Friday, May 6, 2016

As driverless vehicles inch closer to becoming mainstream, there’s an important step between them and us: testing.

springfield

Enter Springfield, the world’s first large-scale, multi-use driving simulation environment, developed by researchers at the University of Iowa’s National Advanced Driving Simulator (NADS).

Springfield is a 285-square-mile virtual city—slightly larger than Chicago—that replicates the look and feel of urban, residential, rural-highway, and interstate driving environments.

Compared to on-road driving test sites, the virtual Springfield offers a safer, faster, and more cost-effective way to test vehicles of all types, including driverless cars.

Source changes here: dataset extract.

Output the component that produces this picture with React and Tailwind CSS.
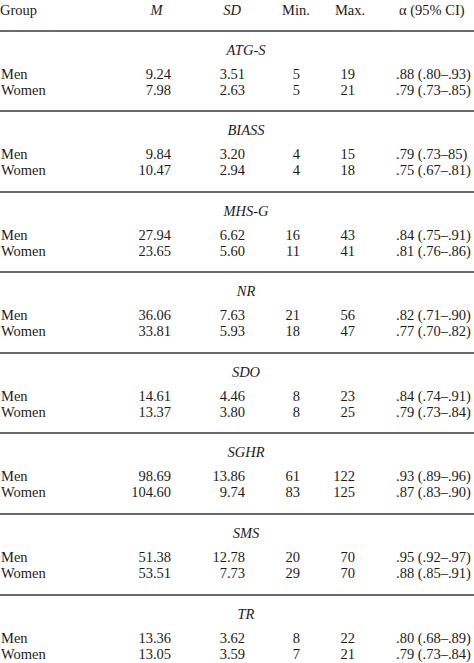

Most importantly, says Omar Ahmad, director of operations for NADS, Springfield provides a test environment that’s ideal for research. Because the virtual city is fully customizable and controllable, experiments are repeatable and therefore more accurate, he says. In the real world, driving experiments are exposed to unpredictable elements, such as weather and changes in daylight. That’s not so in Springfield, where at the flip of a switch you can adjust weather, time of day, traffic, and road conditions, such as dry, wet, and icy.

“Research needs repetitiveness, and simulation lends itself much more to a cycle of iteration,” says Tim Brown, a senior human-factors researcher at NADS who has been using simulation for research for more than 20 years.

NADS is the nation’s premier driving-simulation research and development facility. When it became operational in 2001, it was the largest and first simulator of its kind anywhere in the world. To date, the simulator has generated more than $55 million in research contracts for the U.S. Department of Transportation and the automotive and pharmaceutical industries.

Springfield offers urban, residential, rural-highway, and interstate driving environments. Image courtesy of the UI National Advanced Driving Simulator.

UI researchers began developing Springfield about two years ago, drawing on staff expertise from years of simulation work at NADS.

For safety reasons, on-road test sites typically use professional drivers, which isn’t optimal if researchers want to determine how the average consumer would handle a particular driving environment. Drivers of all ages and experience levels can take to the road in Springfield, including those who are sleep-deprived, intoxicated, or have another condition that would be too dangerous to test in a real driving environment.

Springfield also presents researchers with the option to quickly and easily make changes to suit their needs. Want to adjust lane markings? Add another intersection? Replace a gas station with a Starbucks? Springfield can do that.

Ahmad says he looks forward to using Springfield to test the future of vehicle technology.

“You don’t have to wait,” he says. “You can test what you’ll be driving 10 years from now today.”